Pasa cuando tienes prisa que todo se ralentiza o, por la razón que sea, que el universo conspira para que todo funcione al ritmo más exasperante posible; pasa que las leyes de Murphy vuelven geológicos los tiempos a través de un reloj de arena. Por eso, cuando sí que aparece una tercera persona para abrir esa segunda cola, las dos se separan para encabezar sendas filas con una compra infinita. In-fi-ni-ta. Llevan tanta compra que las acompaña un notario, el director de su caja de ahorros, un inspector de Hacienda y cinco mozos de una empresa de transportes a cada una. En serio: llevan tanta compra que, en términos marxistas, ahí hay comida que me pertenece; llevan tanta comida que en según qué sitios las podrían encarcelar; bienaventurados sus nietos, porque suya será la diabetes; qué sé yo.

Pero estas cosas pasan, así que saco los airpods del bolsillo y me pongo un podcast, no vaya a quedar un instante del día sin aprovechar, y sujeto la compra con un brazo y meto el otro en el abrigo, y espero y espero y espero como si no tuviese otra cosa que hacer, mientras ellas sacan su monedero, porque por supuesto van a pagar los seis mil novecientos cuarenta y seis euros de compra con monedas de cinco a cincuenta céntimos, van a equivocarse dos veces dando su DNI para el carné de puntos y van a estar otro ratito de plantón frente a la caja revisando el ticket para comprobar que, efectivamente, son seis los pack de seis de yogurt natural que han comprado.

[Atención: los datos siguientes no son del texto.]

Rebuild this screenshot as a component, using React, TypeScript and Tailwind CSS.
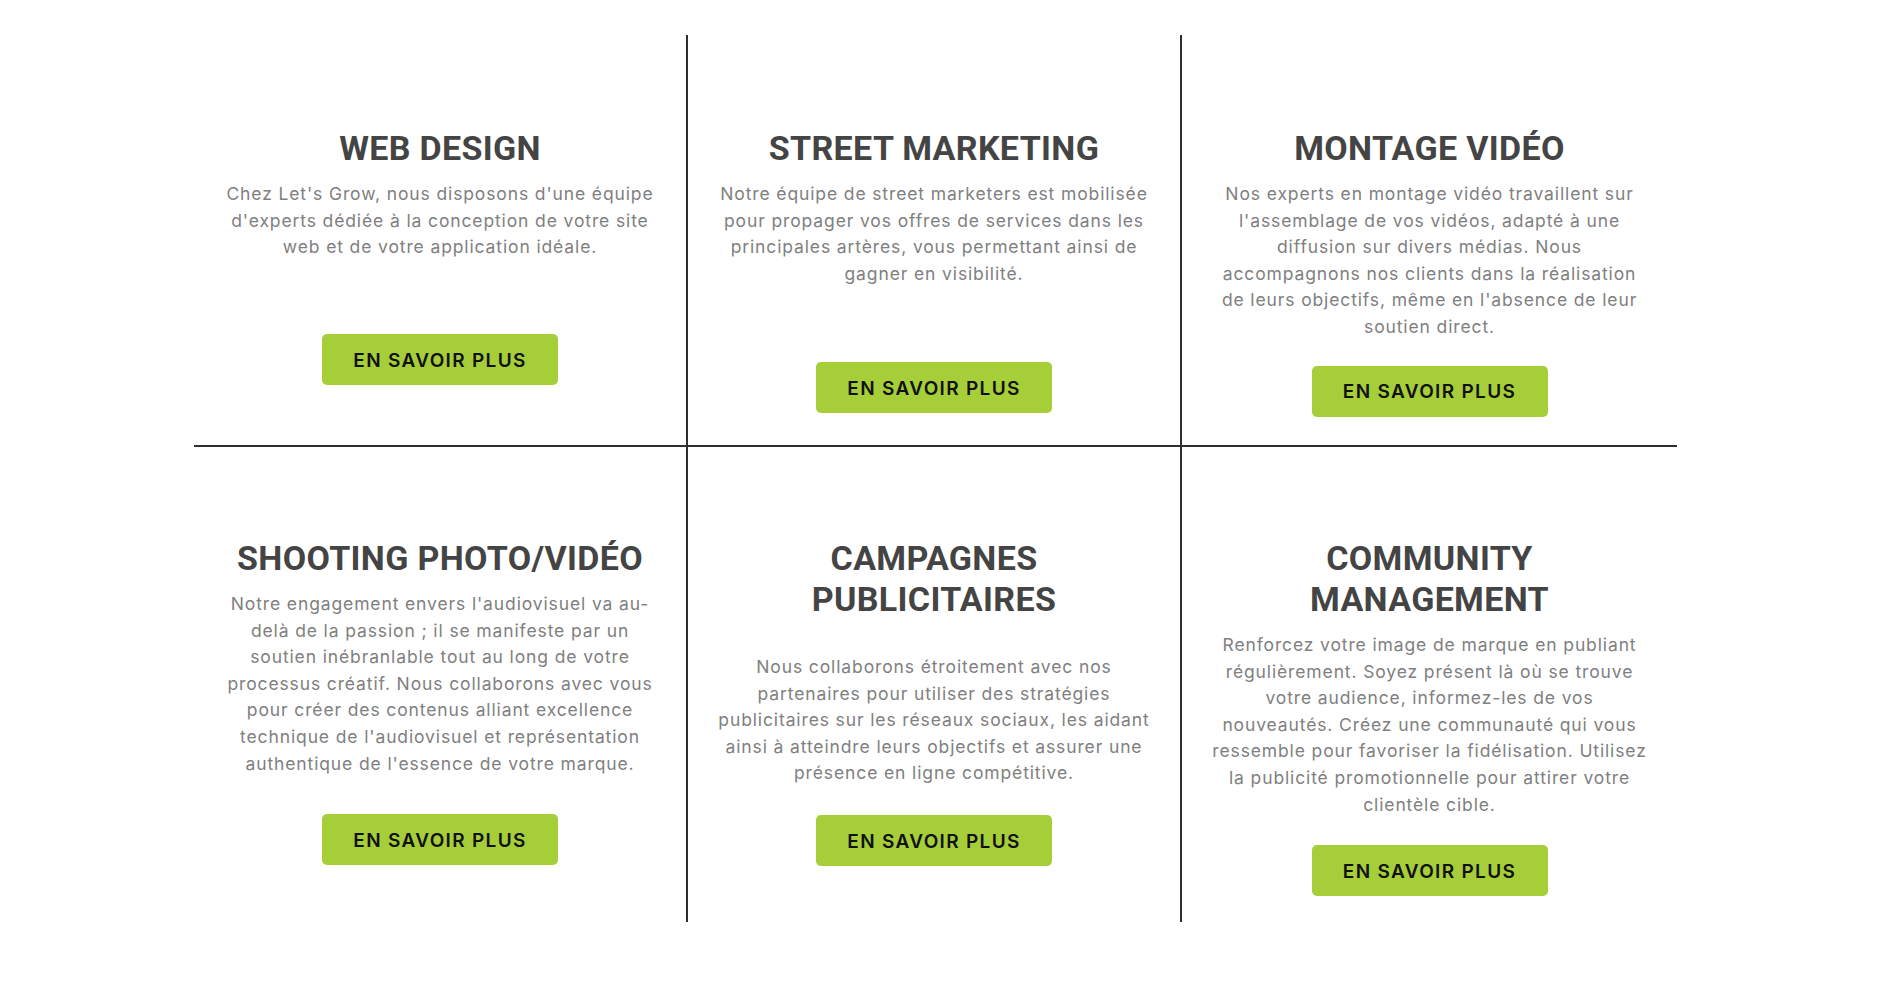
import React from 'react';

type Service = {
    title: string[];
    lines: string[];
    textGap: string;
    buttonGap: string;
};

const topRow: Service[] = [
    {
        title: ['WEB DESIGN'],
        lines: [
            "Chez Let's Grow, nous disposons d'une équipe",
            "d'experts dédiée à la conception de votre site",
            'web et de votre application idéale.',
        ],
        textGap: 'mt-[12px]',
        buttonGap: 'mt-[73px]',
    },
    {
        title: ['STREET MARKETING'],
        lines: [
            'Notre équipe de street marketers est mobilisée',
            'pour propager vos offres de services dans les',
            'principales artères, vous permettant ainsi de',
            'gagner en visibilité.',
        ],
        textGap: 'mt-[12px]',
        buttonGap: 'mt-[75px]',
    },
    {
        title: ['MONTAGE VIDÉO'],
        lines: [
            'Nos experts en montage vidéo travaillent sur',
            "l'assemblage de vos vidéos, adapté à une",
            'diffusion sur divers médias. Nous',
            'accompagnons nos clients dans la réalisation',
            "de leurs objectifs, même en l'absence de leur",
            'soutien direct.',
        ],
        textGap: 'mt-[12px]',
        buttonGap: 'mt-[25px]',
    },
];

const bottomRow: Service[] = [
    {
        title: ['SHOOTING PHOTO/VIDÉO'],
        lines: [
            "Notre engagement envers l'audiovisuel va au-",
            'delà de la passion ; il se manifeste par un',
            'soutien inébranlable tout au long de votre',
            'processus créatif. Nous collaborons avec vous',
            'pour créer des contenus alliant excellence',
            "technique de l'audiovisuel et représentation",
            "authentique de l'essence de votre marque.",
        ],
        textGap: 'mt-[12px]',
        buttonGap: 'mt-[37px]',
    },
    {
        title: ['CAMPAGNES', 'PUBLICITAIRES'],
        lines: [
            'Nous collaborons étroitement avec nos',
            'partenaires pour utiliser des stratégies',
            'publicitaires sur les réseaux sociaux, les aidant',
            'ainsi à atteindre leurs objectifs et assurer une',
            'présence en ligne compétitive.',
        ],
        textGap: 'mt-[34px]',
        buttonGap: 'mt-[28px]',
    },
    {
        title: ['COMMUNITY', 'MANAGEMENT'],
        lines: [
            'Renforcez votre image de marque en publiant',
            'régulièrement. Soyez présent là où se trouve',
            'votre audience, informez-les de vos',
            'nouveautés. Créez une communauté qui vous',
            'ressemble pour favoriser la fidélisation. Utilisez',
            'la publicité promotionnelle pour attirer votre',
            'clientèle cible.',
        ],
        textGap: 'mt-[12px]',
        buttonGap: 'mt-[27px]',
    },
];

const ServiceCard = (props: { service: Service; className: string }) => {
    const { service, className } = props;
    return (
        <div className={`flex flex-col items-center text-center ${className}`}>
            <h2 className="font-['Roboto',sans-serif] text-[34px] leading-[41px] font-bold tracking-[0.01em] text-[#444444]">
                {service.title.map((t) => (
                    <span key={t} className="block">
                        {t}
                    </span>
                ))}
            </h2>
            <p
                className={`${service.textGap} font-['Inter',sans-serif] text-[17.5px] leading-[26.6px] tracking-[0.05em] text-[#808080]`}
            >
                {service.lines.map((l) => (
                    <span key={l} className="block whitespace-nowrap">
                        {l}
                    </span>
                ))}
            </p>
            <a
                href="#"
                className={`${service.buttonGap} flex h-[51px] w-[236px] items-center justify-center rounded-[5px] bg-[#a6ce39] pt-[3px] font-['Inter',sans-serif] text-[19px] font-semibold tracking-[0.07em] text-[#111111]`}
            >
                EN SAVOIR PLUS
            </a>
        </div>
    );
};

export default function App() {
    return (
        <div className="min-h-[986px] w-full bg-white pt-[35px] pl-[194px]">
            <div className="grid w-[1483px] grid-cols-[494px_494px_495px]">
                {topRow.map((s, i) => (
                    <ServiceCard
                        key={s.title.join(' ')}
                        service={s}
                        className={`h-[412px] border-b-2 border-[#2e2e2e] pt-[93px] ${
                            i < 2 ? 'border-r-2' : ''
                        }`}
                    />
                ))}
                {bottomRow.map((s, i) => (
                    <ServiceCard
                        key={s.title.join(' ')}
                        service={s}
                        className={`h-[475px] border-[#2e2e2e] pt-[91px] ${
                            i < 2 ? 'border-r-2' : ''
                        }`}
                    />
                ))}
            </div>
        </div>
    );
}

A alguien le pareció buena idea atiborrar de anfetas a los niños para tratar el déficit de atención y como consecuencia ahora soy un adulto impaciente, inestable y con déficit de atención, y qué ganas de llegar a casa y despotricar contra ellas en el periódico; qué ganas de sentarme en el bar esta tarde y ponerlas a parir o decir algo socarrón en Twitter. Hasta que caigo en ello. Yo tengo el bar, tengo el periódico y tengo Twitter; hasta tengo la energía necesaria y el tiempo libre –por desgracia para todos– para vociferar sobre un cajón en la plaza de Santo Domingo lo lentas que son esas señoras. Ellas llegarán a casa, pelarán unas judías verdes frente a la Ruleta de la Suerte y las pondrán al fuego, pasarán la tarde solas en su comedor diminuto viendo alguna novela de la Angela Lansbury hasta que lleguen sus nietos y vuelta a empezar contando monedas frente a la cajera al día siguiente; no lo sé, solo especulo, pero quizá nunca hayan tenido muchas oportunidades para ser molestas a los ojos de alguien.

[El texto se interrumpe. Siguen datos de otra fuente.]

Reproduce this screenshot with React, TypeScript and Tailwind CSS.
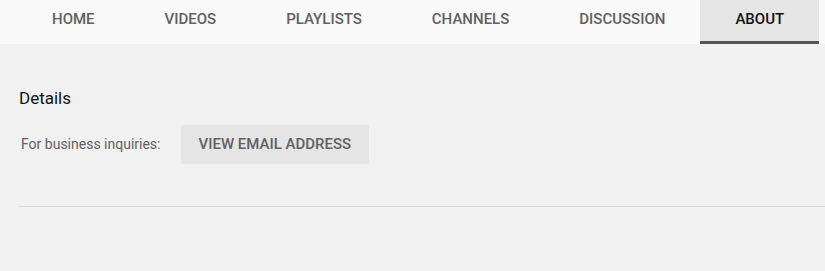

Y cómo vas a negarle a una abuela su derecho a ocupar todo el espacio que quiera. De repente siento que soy yo el que hace perder el tiempo a los demás, o que todavía no tengo edad para excusar mi torpeza. Cómo criticar a esas señoras, si habitamos en los ecosistemas que nos lo permiten. Así que para qué ir corriendo hacia el futuro, si al final está la muerte, y a cada tanto hay un fin de mes que sortear. Qué va. Al final dejo el mollete y el aceite en cualquier estante y me marcho con las manos vacías. Total, siempre he sido más de perder el tiempo que de desayunar como Dios manda.